Upgrading installed software introduces an opportunity for the same incompatibilities you encounter during installation. Some tools exist for resolving those conflicts, but they are often domain specific.
Assumptions that software authors have to make about where users will install their work make software distribution just as challenging. While software authors want their work to reach the broadest possible audience, real world considerations like time and cost limit that audience.
People and institutions that suffer most from software problems deploy software to several computers. As the scale of the deployment increases so do the general complexity of the software problems. Every piece of software and every computer introduced multiply that complexity.
Trust issues are the most difficult problems to solve. Even if you trust the source of your software, how can you trust it not to break under attack? Building secure computing environments is challenging and out of reach for most users.
Using software is complex. Before installation you have to consider what operating system you're using, the resources the software requires, what other software is already installed, and what other software it depends on. You need to decide where it should be installed. Then you need to know how to install it. It’s surprising how drastically installation processes vary even today. The list of considerations is long and unforgiving. Installing software is, at best, inconsistent and over complicated.
Most computers have more than one application installed and running. And most applications have dependencies on other software. What happens when two or more applications you want to use do not play well together? Disaster. Things are only made more complicated when two or more applications share dependencies:
The simple truth is that the more software you use, the more difficult it is to manage. Even if you manage to spend the time and energy to figure out installing and running applications, how confident can anyone be about their security? Open and closed source programs release security updates continually and just being aware of all of the issues is often unmanageable. The more software you run, the greater the risk that it is vulnerable to attack.
All of these issues can be solved with careful accounting, management of resources, and logistics. Those are mundane and unpleasant things to deal with. Your time would be better spent using the software that you are trying to install, or upgrade, or publish. The people that build Docker recognized that, and thanks to their hard work you can breeze through the solutions with minimal effort in almost no time at all. I’m going to cover how containers and Docker solve these issues over the course of Part 1.
It is possible that most of these issues seem acceptable today. Maybe they even feel trivial because you're used to them. After reading how Docker makes these issues approachable, you may notice a shift in your opinion.

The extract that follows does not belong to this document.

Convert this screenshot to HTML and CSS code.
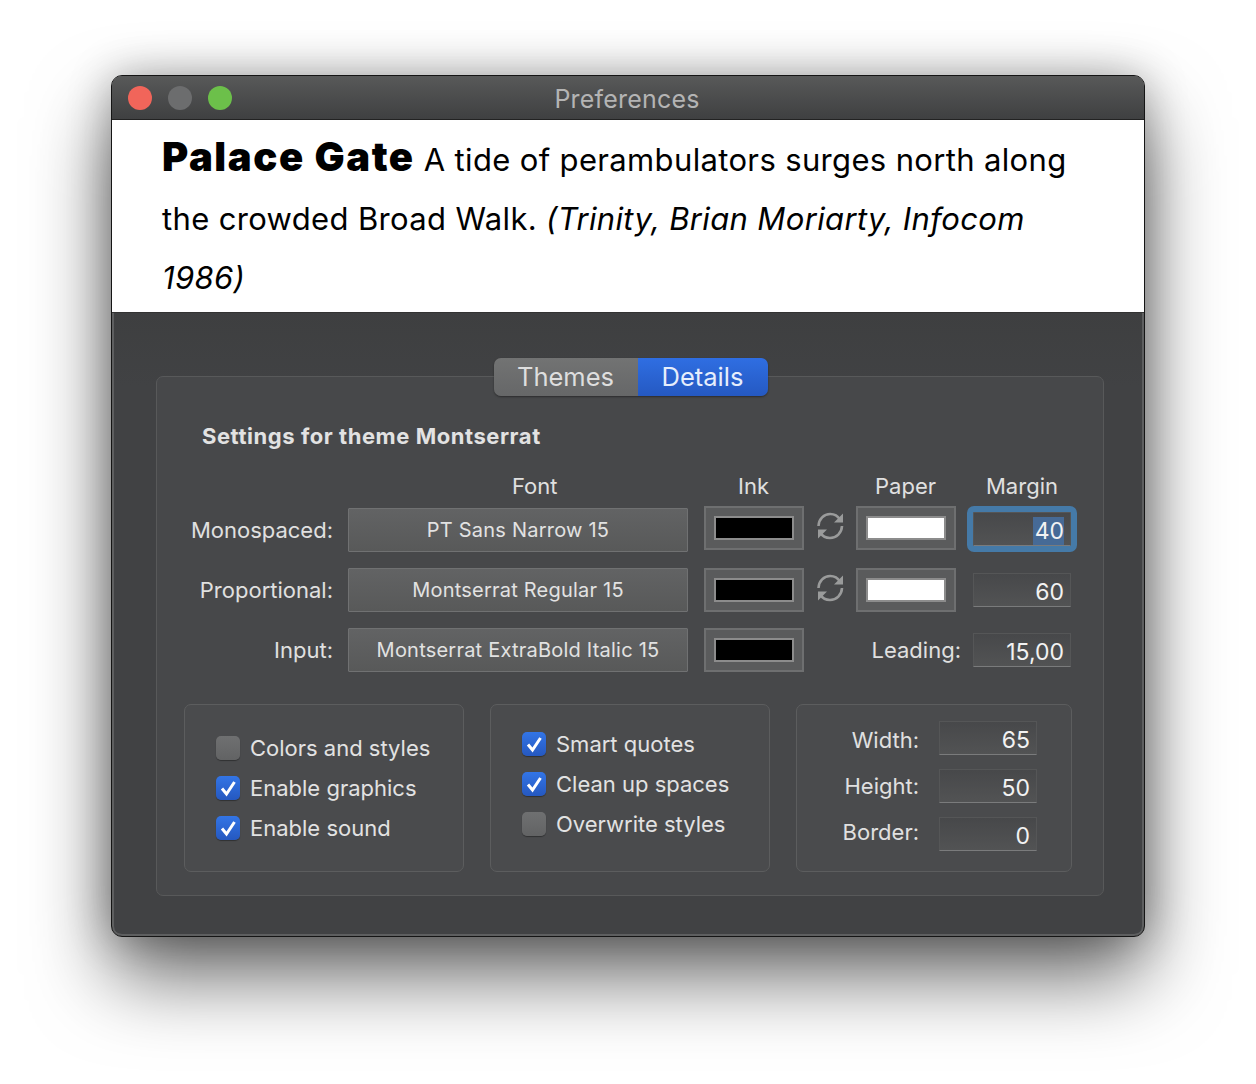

Without Docker, a computer can end up looking like a junk drawer. Applications have all sorts of dependencies. Some applications depend on specific system libraries for common things like sound, networking, graphics, etc. Others depend on standard libraries for the language they are written in. Some depend on other applications like a Java program depends on the Java Virtual Machine, or a web application might depend on a database. It is common that a running program requires exclusive access to some scarce resource like a network connection, or a file. Today, without Docker, applications are spread all over the place and end up creating a messy web of interactions. In Figure 1.2 you can visualize how example applications depend on example libraries without Docker.

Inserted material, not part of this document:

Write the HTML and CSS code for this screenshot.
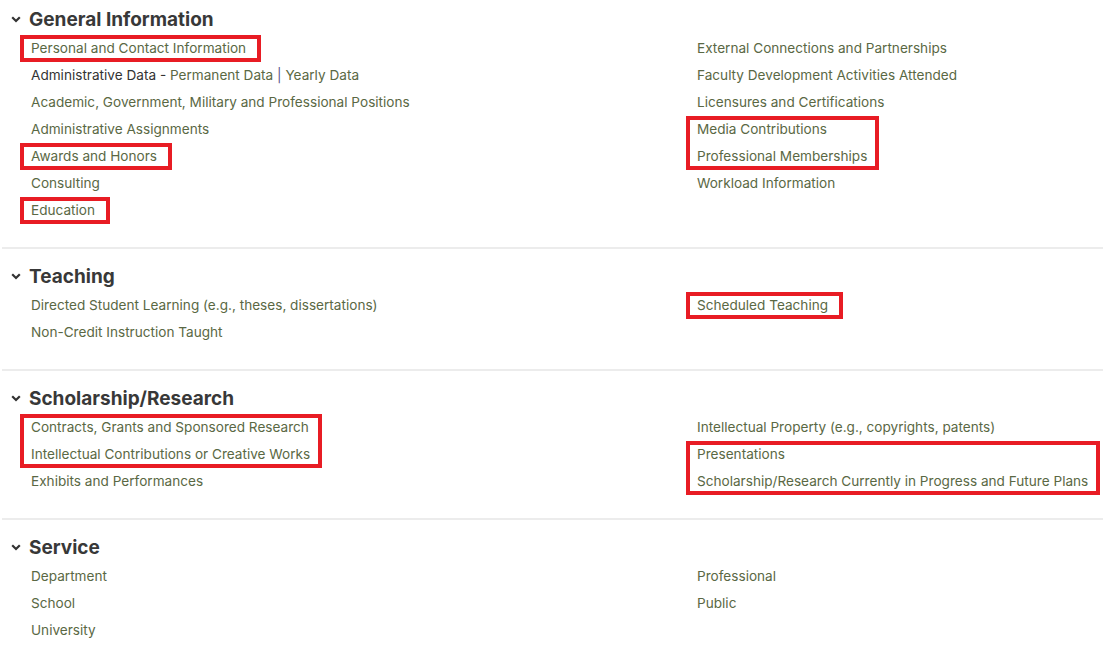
FILE: index.html
```html
<!DOCTYPE html>
<html lang="en">
<head>
  <meta charset="UTF-8">
  <title>Activities</title>
  <link rel="stylesheet" href="styles.css">
</head>
<body>
  <div class="secao">
    <h2><svg class="seta" viewBox="0 0 10 7" width="10" height="7"><path d="M1.2 1.2 L5 5 L8.8 1.2" fill="none" stroke="#333" stroke-width="2.2"/></svg>General Information</h2>
    <div class="colunas">
      <div class="coluna">
        <a class="item marcado">Personal and Contact Information</a>
        <span class="item texto">Administrative Data - <a>Permanent Data</a> <span class="sep">|</span> <a>Yearly Data</a></span>
        <a class="item">Academic, Government, Military and Professional Positions</a>
        <a class="item">Administrative Assignments</a>
        <a class="item marcado">Awards and Honors</a>
        <a class="item">Consulting</a>
        <a class="item marcado">Education</a>
      </div>
      <div class="coluna">
        <a class="item">External Connections and Partnerships</a>
        <a class="item">Faculty Development Activities Attended</a>
        <a class="item">Licensures and Certifications</a>
        <div class="grupo">
          <a class="item">Media Contributions</a>
          <a class="item">Professional Memberships</a>
        </div>
        <a class="item">Workload Information</a>
      </div>
    </div>
  </div>

  <div class="secao">
    <h2><svg class="seta" viewBox="0 0 10 7" width="10" height="7"><path d="M1.2 1.2 L5 5 L8.8 1.2" fill="none" stroke="#333" stroke-width="2.2"/></svg>Teaching</h2>
    <div class="colunas">
      <div class="coluna">
        <a class="item">Directed Student Learning (e.g., theses, dissertations)</a>
        <a class="item">Non-Credit Instruction Taught</a>
      </div>
      <div class="coluna">
        <a class="item marcado">Scheduled Teaching</a>
      </div>
    </div>
  </div>

  <div class="secao">
    <h2><svg class="seta" viewBox="0 0 10 7" width="10" height="7"><path d="M1.2 1.2 L5 5 L8.8 1.2" fill="none" stroke="#333" stroke-width="2.2"/></svg>Scholarship/Research</h2>
    <div class="colunas">
      <div class="coluna">
        <div class="grupo">
          <a class="item">Contracts, Grants and Sponsored Research</a>
          <a class="item">Intellectual Contributions or Creative Works</a>
        </div>
        <a class="item">Exhibits and Performances</a>
      </div>
      <div class="coluna">
        <a class="item">Intellectual Property (e.g., copyrights, patents)</a>
        <div class="grupo">
          <a class="item">Presentations</a>
          <a class="item">Scholarship/Research Currently in Progress and Future Plans</a>
        </div>
      </div>
    </div>
  </div>

  <div class="secao">
    <h2><svg class="seta" viewBox="0 0 10 7" width="10" height="7"><path d="M1.2 1.2 L5 5 L8.8 1.2" fill="none" stroke="#333" stroke-width="2.2"/></svg>Service</h2>
    <div class="colunas">
      <div class="coluna">
        <a class="item">Department</a>
        <a class="item">School</a>
        <a class="item">University</a>
      </div>
      <div class="coluna">
        <a class="item">Professional</a>
        <a class="item">Public</a>
      </div>
    </div>
  </div>
</body>
</html>
```

FILE: styles.css
```css
body {
  font-family: Inter, 'Noto Sans', sans-serif;
  background: #fff;
  margin: 0;
  color: #333;
}
.secao {
  padding: 12px 0 23px;
  margin-left: 2px;
  border-bottom: 2px solid #ececec;
}
.secao:first-child {
  padding-top: 4px;
}
.secao:last-child {
  border-bottom: none;
}
h2 {
  display: flex;
  align-items: center;
  height: 30px;
  margin: 0 0 1px;
  padding-left: 9px;
  font-size: 19px;
  font-weight: 700;
  color: #383838;
}
.seta {
  margin-right: 8px;
  margin-top: 1px;
}
.colunas {
  display: grid;
  grid-template-columns: 666px 1fr;
  padding-left: 29px;
}
.coluna {
  display: flex;
  flex-direction: column;
  align-items: flex-start;
}
.item {
  display: block;
  height: 27px;
  line-height: 27px;
  font-size: 13.6px;
  color: #5a6844;
  text-decoration: none;
  white-space: nowrap;
}
.item a {
  color: #5a6844;
}
.item.texto {
  color: #333;
}
.sep {
  color: #5c5488;
}
.marcado, .grupo {
  margin-left: -11px;
  padding: 0 12px 0 11px;
  box-shadow: inset 0 0 0 4px #e81c24;
}
.marcado {
  padding-right: 15px;
}
.grupo {
  display: flex;
  flex-direction: column;
}
```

The first thing Docker does to handle software logistics is get organized with containers. You can think of a Docker container like a shipping container. It is a box where you keep an application and all of its dependencies. Just as cranes, trucks, trains, and ships can easily work with shipping containers, so can Docker copy, pickup and move around containers with ease.
Figure 1.3 illustrates these same applications and their dependencies running inside of containers. With the links broken, and each application neatly contained, understanding the system is an approachable task.

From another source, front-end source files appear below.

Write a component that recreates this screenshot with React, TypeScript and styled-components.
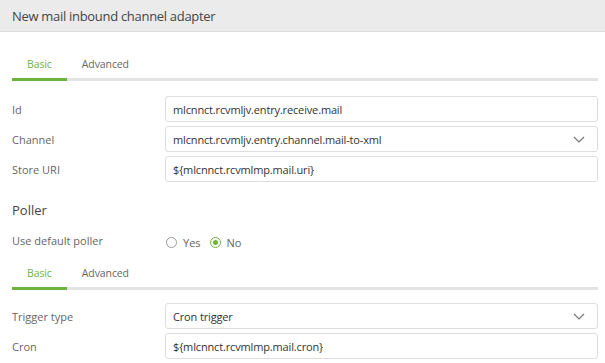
import styled, { createGlobalStyle } from 'styled-components'

const GlobalStyle = createGlobalStyle`
  html, body {
    margin: 0;
    padding: 0;
    background: #fff;
  }
  body {
    font-family: 'Open Sans', 'Noto Sans', sans-serif;
    color: #444;
  }
`

const green = '#6db33f'

const Page = styled.div`
  width: 605px;
  height: 363px;
  overflow: hidden;
  background: #fff;
`

const Header = styled.div`
  height: 31px;
  display: flex;
  align-items: center;
  padding-left: 12px;
  background: #ebebeb;
  border-bottom: 1px solid #dcdcdc;
  font-size: 13px;
  color: #454545;
  letter-spacing: -0.3px;
`

const Body = styled.div`
  padding: 16px 7px 0 12px;
`

const Tabs = styled.div`
  display: flex;
  border-bottom: 3px solid #e3e3e3;
`

const Tab = styled.div<{ $active?: boolean }>`
  height: 29px;
  padding: 1px 15px 0;
  display: flex;
  align-items: center;
  font-size: 10.5px;
  letter-spacing: -0.1px;
  color: ${p => (p.$active ? green : '#666')};
  font-weight: ${p => (p.$active ? 500 : 400)};
  margin-bottom: -3px;
  border-bottom: 3px solid ${p => (p.$active ? green : 'transparent')};
`

const Form = styled.div<{ $top: number }>`
  display: flex;
  flex-direction: column;
  gap: 4px;
  margin-top: ${p => p.$top}px;
`

const Row = styled.div`
  display: grid;
  grid-template-columns: 153px 1fr;
  align-items: center;
`

const Label = styled.div`
  font-size: 11px;
  color: #666;
`

const Field = styled.div`
  box-sizing: border-box;
  height: 26px;
  border: 1px solid #dedede;
  border-radius: 3px;
  display: flex;
  align-items: center;
  justify-content: space-between;
  padding: 0 12px 0 7px;
  font-size: 11px;
  color: #333;
  letter-spacing: -0.15px;
`

const Section = styled.div`
  margin-top: 19px;
  font-size: 13px;
  color: #444;
`

const PollerRow = styled.div`
  display: grid;
  grid-template-columns: 153px 1fr;
  align-items: center;
  margin-top: 12px;
  height: 18px;
`

const Radios = styled.div`
  display: flex;
  align-items: center;
  gap: 9px;
  padding-top: 4px;
  padding-left: 1px;
`

const RadioItem = styled.label`
  display: flex;
  align-items: center;
  gap: 6px;
  font-size: 11px;
  color: #666;
`

const Circle = styled.span<{ $checked?: boolean }>`
  box-sizing: border-box;
  width: 11px;
  height: 11px;
  border-radius: 50%;
  border: 1px solid ${p => (p.$checked ? green : '#999')};
  display: flex;
  align-items: center;
  justify-content: center;
  &::after {
    content: '';
    width: 5px;
    height: 5px;
    border-radius: 50%;
    background: ${p => (p.$checked ? green : 'transparent')};
  }
`

const SubTabs = styled(Tabs)`
  margin-top: 8px;
`

const Chevron = () => (
  <svg width="12" height="7" viewBox="0 0 12 7" fill="none">
    <path d="M1 1l5 5 5-5" stroke="#777" strokeWidth="1.2" />
  </svg>
)

export default function App() {
  return (
    <Page>
      <GlobalStyle />
      <Header>New mail inbound channel adapter</Header>
      <Body>
        <Tabs>
          <Tab $active>Basic</Tab>
          <Tab>Advanced</Tab>
        </Tabs>
        <Form $top={15}>
          <Row>
            <Label>Id</Label>
            <Field>mlcnnct.rcvmljv.entry.receive.mail</Field>
          </Row>
          <Row>
            <Label>Channel</Label>
            <Field>
              mlcnnct.rcvmljv.entry.channel.mail-to-xml
              <Chevron />
            </Field>
          </Row>
          <Row>
            <Label>Store URI</Label>
            <Field>{'${mlcnnct.rcvmlmp.mail.uri}'}</Field>
          </Row>
        </Form>
        <Section>Poller</Section>
        <PollerRow>
          <Label>Use default poller</Label>
          <Radios>
            <RadioItem>
              <Circle />
              Yes
            </RadioItem>
            <RadioItem>
              <Circle $checked />
              No
            </RadioItem>
          </Radios>
        </PollerRow>
        <SubTabs>
          <Tab $active>Basic</Tab>
          <Tab>Advanced</Tab>
        </SubTabs>
        <Form $top={13}>
          <Row>
            <Label>Trigger type</Label>
            <Field>
              Cron trigger
              <Chevron />
            </Field>
          </Row>
          <Row>
            <Label>Cron</Label>
            <Field>{'${mlcnnct.rcvmlmp.mail.cron}'}</Field>
          </Row>
        </Form>
      </Body>
    </Page>
  )
}
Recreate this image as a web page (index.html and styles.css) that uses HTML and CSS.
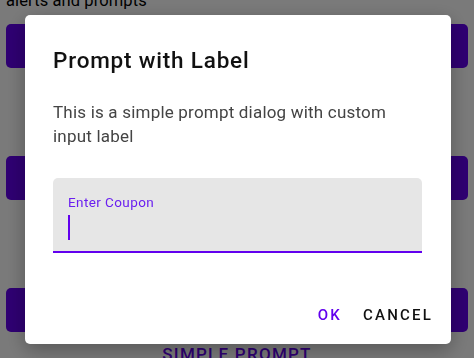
FILE: index.html
```html
<!DOCTYPE html>
<html lang="en">
<head>
    <meta charset="UTF-8">
    <meta name="viewport" content="width=device-width, initial-scale=1.0">
    <title>Prompt with Label</title>
    <link rel="stylesheet" href="styles.css">
</head>
<body>
    <!-- Page behind the dialog (scrolled) -->
    <div class="page">
        <p class="intro">Tap a button below to see examples of the<br>alerts and prompts</p>

        <div class="group">
            <button class="filled-button">Alert</button>
            <button class="text-button">Simple alert</button>
        </div>
        <div class="group">
            <button class="filled-button">Confirm</button>
            <button class="text-button">Simple confirm</button>
        </div>
        <div class="group">
            <button class="filled-button">Prompt</button>
            <button class="text-button">Simple prompt</button>
        </div>
    </div>

    <div class="scrim"></div>

    <!-- Prompt dialog -->
    <div class="dialog">
        <h2 class="dialog-title">Prompt with Label</h2>
        <p class="dialog-text">This is a simple prompt dialog with custom input label</p>

        <div class="field">
            <label class="field-label" for="coupon">Enter Coupon</label>
            <div class="field-input" id="coupon"><span class="caret"></span></div>
        </div>

        <div class="dialog-actions">
            <button class="dialog-button ok">OK</button>
            <button class="dialog-button">Cancel</button>
        </div>
    </div>
</body>
</html>
```

FILE: styles.css
```css
body {
    margin: 0;
    height: 358px;
    overflow: hidden;
    background-color: #ffffff;
    font-family: Roboto, "Noto Sans", Arial, sans-serif;
}

.page {
    margin-top: -34px;
    padding: 0 6px;
    display: flex;
    flex-direction: column;
}

.intro {
    margin: 0 0 12px;
    font-size: 16.5px;
    line-height: 23px;
    letter-spacing: 0.1px;
    color: #000;
    white-space: nowrap;
}

.group {
    display: flex;
    flex-direction: column;
    align-items: center;
    gap: 4px;
    margin-bottom: 48px;
}

.filled-button {
    width: 100%;
    height: 44px;
    border: none;
    border-radius: 5px;
    background-color: #6200ee;
}

.filled-button,
.text-button {
    font-family: inherit;
    font-size: 14px;
    font-weight: 500;
    letter-spacing: 1.25px;
    text-transform: uppercase;
    color: #6200ee;
}

.filled-button {
    color: transparent;
}

.text-button {
    height: 36px;
    padding: 0 8px;
    border: none;
    background: none;
    font-size: 17px;
}

.scrim {
    position: fixed;
    inset: 0;
    background-color: rgba(0, 0, 0, 0.52);
}

.dialog {
    position: fixed;
    left: 25px;
    top: 15px;
    width: 426px;
    height: 329px;
    box-sizing: border-box;
    padding: 31px 29px 0 28px;
    background-color: #ffffff;
    border-radius: 5px;
    box-shadow: 0 6px 20px rgba(0, 0, 0, 0.3);
    display: flex;
    flex-direction: column;
}

.dialog-title {
    margin: 0;
    font-size: 22.5px;
    font-weight: 500;
    line-height: 28px;
    letter-spacing: 0.8px;
    color: #111;
}

.dialog-text {
    margin: 27px 0 0;
    font-size: 17px;
    line-height: 23.5px;
    letter-spacing: 0.2px;
    color: #444;
}

.field {
    margin-top: 30px;
    height: 75px;
    box-sizing: border-box;
    padding: 16px 15px 0;
    background-color: #e6e6e6;
    border-radius: 5px 5px 0 0;
    border-bottom: 2px solid #6200ee;
}

.field-label {
    display: block;
    font-size: 13.5px;
    line-height: 16px;
    letter-spacing: 0.4px;
    color: #6a1ff0;
}

.field-input {
    margin-top: 5px;
    height: 26px;
}

.caret {
    display: block;
    width: 2px;
    height: 25px;
    background-color: #6200ee;
}

.dialog-actions {
    margin-top: auto;
    margin-right: -19px;
    margin-bottom: 11px;
    display: flex;
    justify-content: flex-end;
    gap: 5px;
}

.dialog-button {
    height: 36px;
    padding: 0 8px;
    border: none;
    background: none;
    font-family: inherit;
    font-size: 15px;
    font-weight: 500;
    letter-spacing: 2.2px;
    text-transform: uppercase;
    color: #111;
}

.dialog-button.ok {
    color: #6200ee;
}
```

Without Docker, businesses typically use hardware virtualization () to organize the mess. Virtual machines provide virtual hardware on which an operating system and other programs can be installed. They take a long time () to create and require significant resource overhead because they run a whole copy of an operating system in addition to the software you want to use. While this is an acceptable solution for some, virtual machines are very heavy weight and less commonly used by consumers.
Unlike virtual machines, the virtualization layer that Docker uses is minimal. Docker manages programs started using special operating system features that restrict that program’s access to resources. Because there is no additional layer between the program running inside of the container and the computer’s operating system, no resources are wasted by running redundant software. This is an important distinction. Docker is not a virtualization technology. Instead, it helps you use the container technology already built into your operating system. I’ll expand on this in section 1.6.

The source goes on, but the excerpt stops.